▶ MATERIAL FOR THIS EXERCISE
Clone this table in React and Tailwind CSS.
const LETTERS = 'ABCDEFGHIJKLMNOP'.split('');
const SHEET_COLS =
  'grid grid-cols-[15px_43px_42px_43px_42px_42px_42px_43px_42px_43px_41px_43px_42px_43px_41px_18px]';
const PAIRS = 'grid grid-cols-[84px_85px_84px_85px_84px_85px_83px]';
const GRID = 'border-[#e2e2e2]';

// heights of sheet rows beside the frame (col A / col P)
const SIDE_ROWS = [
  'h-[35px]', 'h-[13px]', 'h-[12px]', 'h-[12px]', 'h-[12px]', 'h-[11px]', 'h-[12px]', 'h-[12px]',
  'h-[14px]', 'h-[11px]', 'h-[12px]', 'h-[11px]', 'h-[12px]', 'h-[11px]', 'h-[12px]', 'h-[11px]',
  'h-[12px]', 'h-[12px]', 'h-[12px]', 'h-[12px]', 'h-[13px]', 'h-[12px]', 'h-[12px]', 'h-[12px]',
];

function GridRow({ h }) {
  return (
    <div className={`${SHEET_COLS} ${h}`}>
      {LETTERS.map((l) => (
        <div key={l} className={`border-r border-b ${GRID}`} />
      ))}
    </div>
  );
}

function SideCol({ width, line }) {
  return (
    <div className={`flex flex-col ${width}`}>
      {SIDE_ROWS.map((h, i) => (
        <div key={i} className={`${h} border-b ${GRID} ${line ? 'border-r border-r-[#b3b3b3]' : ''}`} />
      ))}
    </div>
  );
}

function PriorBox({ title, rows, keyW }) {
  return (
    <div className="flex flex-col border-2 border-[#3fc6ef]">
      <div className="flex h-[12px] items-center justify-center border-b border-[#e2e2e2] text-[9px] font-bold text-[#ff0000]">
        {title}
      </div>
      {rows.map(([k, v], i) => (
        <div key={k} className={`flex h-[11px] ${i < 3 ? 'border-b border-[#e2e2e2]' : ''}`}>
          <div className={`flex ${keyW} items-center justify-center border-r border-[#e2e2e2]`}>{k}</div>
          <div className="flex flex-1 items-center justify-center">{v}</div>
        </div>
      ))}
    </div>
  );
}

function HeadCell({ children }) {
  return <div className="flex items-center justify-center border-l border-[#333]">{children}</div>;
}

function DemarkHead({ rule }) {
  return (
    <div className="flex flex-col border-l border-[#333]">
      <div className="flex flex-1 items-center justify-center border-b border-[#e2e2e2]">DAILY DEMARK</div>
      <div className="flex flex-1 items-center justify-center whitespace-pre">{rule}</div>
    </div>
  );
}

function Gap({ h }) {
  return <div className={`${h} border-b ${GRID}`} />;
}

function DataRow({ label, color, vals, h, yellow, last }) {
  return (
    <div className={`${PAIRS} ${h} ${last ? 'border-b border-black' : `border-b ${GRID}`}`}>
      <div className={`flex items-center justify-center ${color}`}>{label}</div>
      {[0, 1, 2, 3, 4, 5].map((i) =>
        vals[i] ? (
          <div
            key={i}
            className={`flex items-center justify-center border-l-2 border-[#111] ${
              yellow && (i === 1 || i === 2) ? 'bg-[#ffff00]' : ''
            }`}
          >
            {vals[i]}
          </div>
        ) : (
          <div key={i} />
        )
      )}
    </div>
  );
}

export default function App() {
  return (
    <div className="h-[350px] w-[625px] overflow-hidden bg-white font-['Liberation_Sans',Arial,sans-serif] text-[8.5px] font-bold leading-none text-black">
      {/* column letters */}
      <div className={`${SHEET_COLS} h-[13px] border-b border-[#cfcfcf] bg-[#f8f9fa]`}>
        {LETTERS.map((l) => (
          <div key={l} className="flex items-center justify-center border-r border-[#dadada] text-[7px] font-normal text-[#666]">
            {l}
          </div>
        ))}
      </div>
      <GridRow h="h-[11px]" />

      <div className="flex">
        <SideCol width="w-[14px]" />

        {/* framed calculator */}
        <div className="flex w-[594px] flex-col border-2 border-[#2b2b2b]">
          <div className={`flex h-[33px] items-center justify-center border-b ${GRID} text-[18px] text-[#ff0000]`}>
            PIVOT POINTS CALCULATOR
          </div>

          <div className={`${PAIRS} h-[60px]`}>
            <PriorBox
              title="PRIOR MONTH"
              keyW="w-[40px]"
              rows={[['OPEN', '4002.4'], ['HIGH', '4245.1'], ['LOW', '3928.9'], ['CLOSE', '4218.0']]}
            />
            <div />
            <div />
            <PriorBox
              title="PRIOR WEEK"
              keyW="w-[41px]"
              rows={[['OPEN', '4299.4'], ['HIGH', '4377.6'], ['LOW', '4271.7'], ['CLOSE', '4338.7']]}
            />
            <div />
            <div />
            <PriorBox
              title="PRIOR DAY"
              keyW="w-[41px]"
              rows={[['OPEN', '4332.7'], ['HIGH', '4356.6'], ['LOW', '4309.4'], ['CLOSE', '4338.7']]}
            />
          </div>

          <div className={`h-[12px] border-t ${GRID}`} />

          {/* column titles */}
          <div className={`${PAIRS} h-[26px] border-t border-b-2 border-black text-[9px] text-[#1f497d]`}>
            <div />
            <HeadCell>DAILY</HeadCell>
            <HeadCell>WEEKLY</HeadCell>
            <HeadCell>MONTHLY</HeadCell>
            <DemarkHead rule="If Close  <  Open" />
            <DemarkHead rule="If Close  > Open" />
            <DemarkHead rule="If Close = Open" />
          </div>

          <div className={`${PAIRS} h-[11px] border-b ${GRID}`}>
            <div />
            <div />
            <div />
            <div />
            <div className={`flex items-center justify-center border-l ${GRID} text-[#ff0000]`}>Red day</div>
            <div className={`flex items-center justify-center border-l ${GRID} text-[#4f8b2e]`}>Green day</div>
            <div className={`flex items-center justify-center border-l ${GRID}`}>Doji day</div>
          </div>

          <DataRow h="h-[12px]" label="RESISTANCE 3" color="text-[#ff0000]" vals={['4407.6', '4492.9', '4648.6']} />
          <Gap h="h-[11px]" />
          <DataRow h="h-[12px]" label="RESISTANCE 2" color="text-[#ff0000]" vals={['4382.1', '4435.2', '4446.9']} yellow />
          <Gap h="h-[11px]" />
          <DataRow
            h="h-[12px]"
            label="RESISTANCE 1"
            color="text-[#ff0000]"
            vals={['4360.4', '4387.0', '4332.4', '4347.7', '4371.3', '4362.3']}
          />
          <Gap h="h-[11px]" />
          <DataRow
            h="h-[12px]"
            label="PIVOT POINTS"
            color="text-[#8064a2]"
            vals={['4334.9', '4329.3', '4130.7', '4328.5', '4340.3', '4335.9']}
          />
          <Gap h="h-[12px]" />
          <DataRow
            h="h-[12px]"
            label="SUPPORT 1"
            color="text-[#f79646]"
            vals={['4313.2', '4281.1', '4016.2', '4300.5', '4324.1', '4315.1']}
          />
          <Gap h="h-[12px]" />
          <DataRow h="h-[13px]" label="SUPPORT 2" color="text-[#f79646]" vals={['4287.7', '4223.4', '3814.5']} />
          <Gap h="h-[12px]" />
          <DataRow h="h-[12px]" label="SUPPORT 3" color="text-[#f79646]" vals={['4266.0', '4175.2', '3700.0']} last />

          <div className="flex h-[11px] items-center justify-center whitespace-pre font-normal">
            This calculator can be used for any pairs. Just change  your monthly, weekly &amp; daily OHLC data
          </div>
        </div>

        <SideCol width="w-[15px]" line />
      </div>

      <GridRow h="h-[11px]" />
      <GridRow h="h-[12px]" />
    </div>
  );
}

---

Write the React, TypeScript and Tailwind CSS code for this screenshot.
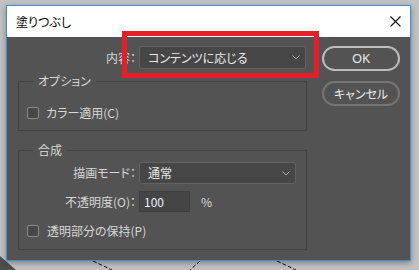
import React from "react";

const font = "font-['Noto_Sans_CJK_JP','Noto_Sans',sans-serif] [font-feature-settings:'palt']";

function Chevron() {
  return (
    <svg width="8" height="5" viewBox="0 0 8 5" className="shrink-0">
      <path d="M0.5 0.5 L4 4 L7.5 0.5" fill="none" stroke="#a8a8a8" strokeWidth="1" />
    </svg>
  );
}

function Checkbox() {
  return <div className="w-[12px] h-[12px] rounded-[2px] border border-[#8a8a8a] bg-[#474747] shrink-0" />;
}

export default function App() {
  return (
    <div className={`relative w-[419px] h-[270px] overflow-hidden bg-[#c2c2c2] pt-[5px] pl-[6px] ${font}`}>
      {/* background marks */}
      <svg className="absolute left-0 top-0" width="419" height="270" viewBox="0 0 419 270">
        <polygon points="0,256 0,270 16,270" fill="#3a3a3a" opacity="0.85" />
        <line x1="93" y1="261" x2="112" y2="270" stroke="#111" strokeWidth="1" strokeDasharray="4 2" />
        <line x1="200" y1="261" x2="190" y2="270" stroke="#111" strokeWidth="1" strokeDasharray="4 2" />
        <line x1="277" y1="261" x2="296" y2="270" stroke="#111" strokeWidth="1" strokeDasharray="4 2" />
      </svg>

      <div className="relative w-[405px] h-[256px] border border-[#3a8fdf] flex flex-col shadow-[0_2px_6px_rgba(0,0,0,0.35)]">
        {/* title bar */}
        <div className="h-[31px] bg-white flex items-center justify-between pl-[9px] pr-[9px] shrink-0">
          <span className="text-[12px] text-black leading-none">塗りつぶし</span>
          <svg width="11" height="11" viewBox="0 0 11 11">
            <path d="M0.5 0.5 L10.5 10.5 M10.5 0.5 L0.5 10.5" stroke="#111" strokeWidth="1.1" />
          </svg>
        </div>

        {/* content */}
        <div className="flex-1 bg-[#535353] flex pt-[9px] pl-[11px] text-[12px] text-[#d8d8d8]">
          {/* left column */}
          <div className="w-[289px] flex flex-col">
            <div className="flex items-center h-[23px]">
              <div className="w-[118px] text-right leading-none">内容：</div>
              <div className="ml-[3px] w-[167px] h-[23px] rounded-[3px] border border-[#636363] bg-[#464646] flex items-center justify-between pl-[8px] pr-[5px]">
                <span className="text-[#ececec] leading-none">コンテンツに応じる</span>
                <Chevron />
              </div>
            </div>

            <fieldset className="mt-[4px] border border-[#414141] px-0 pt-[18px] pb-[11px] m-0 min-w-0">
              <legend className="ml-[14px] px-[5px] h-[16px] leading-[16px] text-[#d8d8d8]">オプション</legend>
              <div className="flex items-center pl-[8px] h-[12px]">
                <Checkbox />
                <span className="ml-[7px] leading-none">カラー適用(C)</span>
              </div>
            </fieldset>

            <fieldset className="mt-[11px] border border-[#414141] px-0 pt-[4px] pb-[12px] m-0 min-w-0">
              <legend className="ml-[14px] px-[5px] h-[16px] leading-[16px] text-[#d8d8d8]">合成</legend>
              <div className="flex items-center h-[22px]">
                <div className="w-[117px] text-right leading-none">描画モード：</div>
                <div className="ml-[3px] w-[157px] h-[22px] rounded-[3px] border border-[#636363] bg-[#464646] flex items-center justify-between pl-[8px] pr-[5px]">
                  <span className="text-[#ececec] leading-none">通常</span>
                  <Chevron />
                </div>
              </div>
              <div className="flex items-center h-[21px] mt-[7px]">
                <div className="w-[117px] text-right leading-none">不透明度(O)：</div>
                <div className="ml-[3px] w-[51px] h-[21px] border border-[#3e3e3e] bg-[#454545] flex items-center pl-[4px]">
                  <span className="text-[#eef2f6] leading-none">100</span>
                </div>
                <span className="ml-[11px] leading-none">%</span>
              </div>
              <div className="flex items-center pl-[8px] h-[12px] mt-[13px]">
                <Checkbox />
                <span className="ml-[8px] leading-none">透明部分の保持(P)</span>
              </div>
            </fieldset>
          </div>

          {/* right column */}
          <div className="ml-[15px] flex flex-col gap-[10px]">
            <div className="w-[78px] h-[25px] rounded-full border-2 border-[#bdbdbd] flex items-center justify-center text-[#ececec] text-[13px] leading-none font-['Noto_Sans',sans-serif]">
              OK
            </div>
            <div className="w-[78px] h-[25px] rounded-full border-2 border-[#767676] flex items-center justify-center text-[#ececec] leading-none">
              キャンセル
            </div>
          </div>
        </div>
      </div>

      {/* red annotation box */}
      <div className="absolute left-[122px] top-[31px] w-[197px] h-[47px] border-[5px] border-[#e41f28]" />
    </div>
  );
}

...

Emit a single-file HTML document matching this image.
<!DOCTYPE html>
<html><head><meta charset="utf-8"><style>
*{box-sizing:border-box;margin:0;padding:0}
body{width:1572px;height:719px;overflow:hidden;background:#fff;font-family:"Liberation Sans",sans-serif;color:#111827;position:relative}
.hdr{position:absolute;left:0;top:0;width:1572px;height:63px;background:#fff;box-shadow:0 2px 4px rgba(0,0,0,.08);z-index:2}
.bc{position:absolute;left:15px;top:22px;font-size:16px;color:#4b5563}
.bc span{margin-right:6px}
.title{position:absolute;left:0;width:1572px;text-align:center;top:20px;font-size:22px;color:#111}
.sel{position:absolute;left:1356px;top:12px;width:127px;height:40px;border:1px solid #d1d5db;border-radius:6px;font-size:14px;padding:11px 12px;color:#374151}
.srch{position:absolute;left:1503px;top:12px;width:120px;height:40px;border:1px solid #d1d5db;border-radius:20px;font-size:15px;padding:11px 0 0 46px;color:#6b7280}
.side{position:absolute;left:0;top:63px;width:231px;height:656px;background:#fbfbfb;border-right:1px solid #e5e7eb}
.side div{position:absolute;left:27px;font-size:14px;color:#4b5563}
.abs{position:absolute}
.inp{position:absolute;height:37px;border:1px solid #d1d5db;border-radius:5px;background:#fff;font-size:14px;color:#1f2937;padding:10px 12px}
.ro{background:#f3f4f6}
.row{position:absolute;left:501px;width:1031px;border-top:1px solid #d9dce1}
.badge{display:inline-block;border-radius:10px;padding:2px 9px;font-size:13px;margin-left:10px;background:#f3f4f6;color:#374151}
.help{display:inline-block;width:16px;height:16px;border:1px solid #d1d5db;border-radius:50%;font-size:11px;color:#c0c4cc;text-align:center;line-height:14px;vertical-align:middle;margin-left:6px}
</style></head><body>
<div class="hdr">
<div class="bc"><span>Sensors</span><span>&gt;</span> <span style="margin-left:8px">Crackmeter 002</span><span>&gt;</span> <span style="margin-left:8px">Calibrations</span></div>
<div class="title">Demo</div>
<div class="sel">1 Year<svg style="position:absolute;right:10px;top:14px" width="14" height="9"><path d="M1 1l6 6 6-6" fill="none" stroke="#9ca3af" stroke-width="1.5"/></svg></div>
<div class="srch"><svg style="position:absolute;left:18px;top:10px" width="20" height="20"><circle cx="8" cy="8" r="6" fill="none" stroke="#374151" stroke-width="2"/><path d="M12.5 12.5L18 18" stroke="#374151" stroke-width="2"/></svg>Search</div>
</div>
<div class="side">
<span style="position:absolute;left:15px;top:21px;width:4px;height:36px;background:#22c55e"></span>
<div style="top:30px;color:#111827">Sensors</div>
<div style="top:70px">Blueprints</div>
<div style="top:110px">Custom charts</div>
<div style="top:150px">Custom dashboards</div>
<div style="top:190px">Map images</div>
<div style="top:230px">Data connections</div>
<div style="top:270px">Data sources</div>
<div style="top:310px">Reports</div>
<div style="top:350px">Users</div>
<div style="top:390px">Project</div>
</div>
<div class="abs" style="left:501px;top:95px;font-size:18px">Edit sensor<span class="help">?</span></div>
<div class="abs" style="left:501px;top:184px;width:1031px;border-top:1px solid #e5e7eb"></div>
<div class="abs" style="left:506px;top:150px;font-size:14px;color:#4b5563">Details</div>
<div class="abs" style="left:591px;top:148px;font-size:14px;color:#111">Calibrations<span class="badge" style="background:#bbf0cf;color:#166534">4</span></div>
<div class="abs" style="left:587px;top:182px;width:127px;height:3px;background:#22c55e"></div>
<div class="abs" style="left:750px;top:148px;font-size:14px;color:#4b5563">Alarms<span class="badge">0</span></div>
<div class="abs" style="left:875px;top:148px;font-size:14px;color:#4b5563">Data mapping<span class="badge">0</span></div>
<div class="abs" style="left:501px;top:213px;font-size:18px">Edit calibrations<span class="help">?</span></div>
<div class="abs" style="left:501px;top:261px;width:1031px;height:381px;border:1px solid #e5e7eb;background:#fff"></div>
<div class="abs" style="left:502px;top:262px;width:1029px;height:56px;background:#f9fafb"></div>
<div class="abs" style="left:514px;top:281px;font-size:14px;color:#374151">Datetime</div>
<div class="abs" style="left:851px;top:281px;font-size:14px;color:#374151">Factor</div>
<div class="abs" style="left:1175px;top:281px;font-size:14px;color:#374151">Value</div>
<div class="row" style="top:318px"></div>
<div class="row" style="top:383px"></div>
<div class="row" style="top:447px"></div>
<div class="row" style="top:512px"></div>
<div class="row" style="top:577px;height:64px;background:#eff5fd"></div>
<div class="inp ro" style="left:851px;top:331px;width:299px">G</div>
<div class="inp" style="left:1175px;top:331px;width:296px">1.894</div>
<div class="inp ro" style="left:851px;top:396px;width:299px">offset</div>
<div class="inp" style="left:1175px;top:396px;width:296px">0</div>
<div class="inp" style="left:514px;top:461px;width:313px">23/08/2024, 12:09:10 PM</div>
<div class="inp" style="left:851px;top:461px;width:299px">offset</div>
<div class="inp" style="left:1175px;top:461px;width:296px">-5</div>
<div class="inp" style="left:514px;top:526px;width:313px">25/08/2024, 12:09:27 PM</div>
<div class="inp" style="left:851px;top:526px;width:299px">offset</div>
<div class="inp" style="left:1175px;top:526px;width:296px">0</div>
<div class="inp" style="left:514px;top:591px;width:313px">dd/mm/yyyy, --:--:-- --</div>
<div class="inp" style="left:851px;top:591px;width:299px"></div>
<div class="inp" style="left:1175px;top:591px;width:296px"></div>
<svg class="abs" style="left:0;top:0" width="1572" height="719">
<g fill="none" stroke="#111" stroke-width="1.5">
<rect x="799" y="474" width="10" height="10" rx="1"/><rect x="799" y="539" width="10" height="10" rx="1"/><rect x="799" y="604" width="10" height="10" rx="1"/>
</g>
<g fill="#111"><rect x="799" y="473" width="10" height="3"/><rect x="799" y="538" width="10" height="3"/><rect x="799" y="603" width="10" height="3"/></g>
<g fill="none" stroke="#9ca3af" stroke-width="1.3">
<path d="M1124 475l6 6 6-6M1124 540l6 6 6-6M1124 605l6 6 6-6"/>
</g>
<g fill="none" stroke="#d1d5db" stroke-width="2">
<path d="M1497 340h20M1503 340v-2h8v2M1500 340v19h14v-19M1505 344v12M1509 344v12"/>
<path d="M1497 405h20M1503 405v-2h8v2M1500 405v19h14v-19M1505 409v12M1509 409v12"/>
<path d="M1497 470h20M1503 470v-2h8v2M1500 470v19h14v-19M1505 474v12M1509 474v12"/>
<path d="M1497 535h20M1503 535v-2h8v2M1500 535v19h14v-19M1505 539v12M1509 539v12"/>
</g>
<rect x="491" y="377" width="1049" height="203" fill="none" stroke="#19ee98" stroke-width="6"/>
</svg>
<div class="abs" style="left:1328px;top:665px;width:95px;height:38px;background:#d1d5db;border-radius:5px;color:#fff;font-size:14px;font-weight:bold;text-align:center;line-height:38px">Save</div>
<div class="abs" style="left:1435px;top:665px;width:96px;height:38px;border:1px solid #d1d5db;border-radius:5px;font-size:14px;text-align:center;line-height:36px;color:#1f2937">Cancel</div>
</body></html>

▶ SET EXERCISE
Would you quote everything above from the line containing "Clone this table in React and Tailwind CSS." down to the line containing "const GRID = 'border-[#e2e2e2]';"? Include both of those lines and nothing else.

▶ RESULT OF THIS EXERCISE
Clone this table in React and Tailwind CSS.
const LETTERS = 'ABCDEFGHIJKLMNOP'.split('');
const SHEET_COLS =
  'grid grid-cols-[15px_43px_42px_43px_42px_42px_42px_43px_42px_43px_41px_43px_42px_43px_41px_18px]';
const PAIRS = 'grid grid-cols-[84px_85px_84px_85px_84px_85px_83px]';
const GRID = 'border-[#e2e2e2]';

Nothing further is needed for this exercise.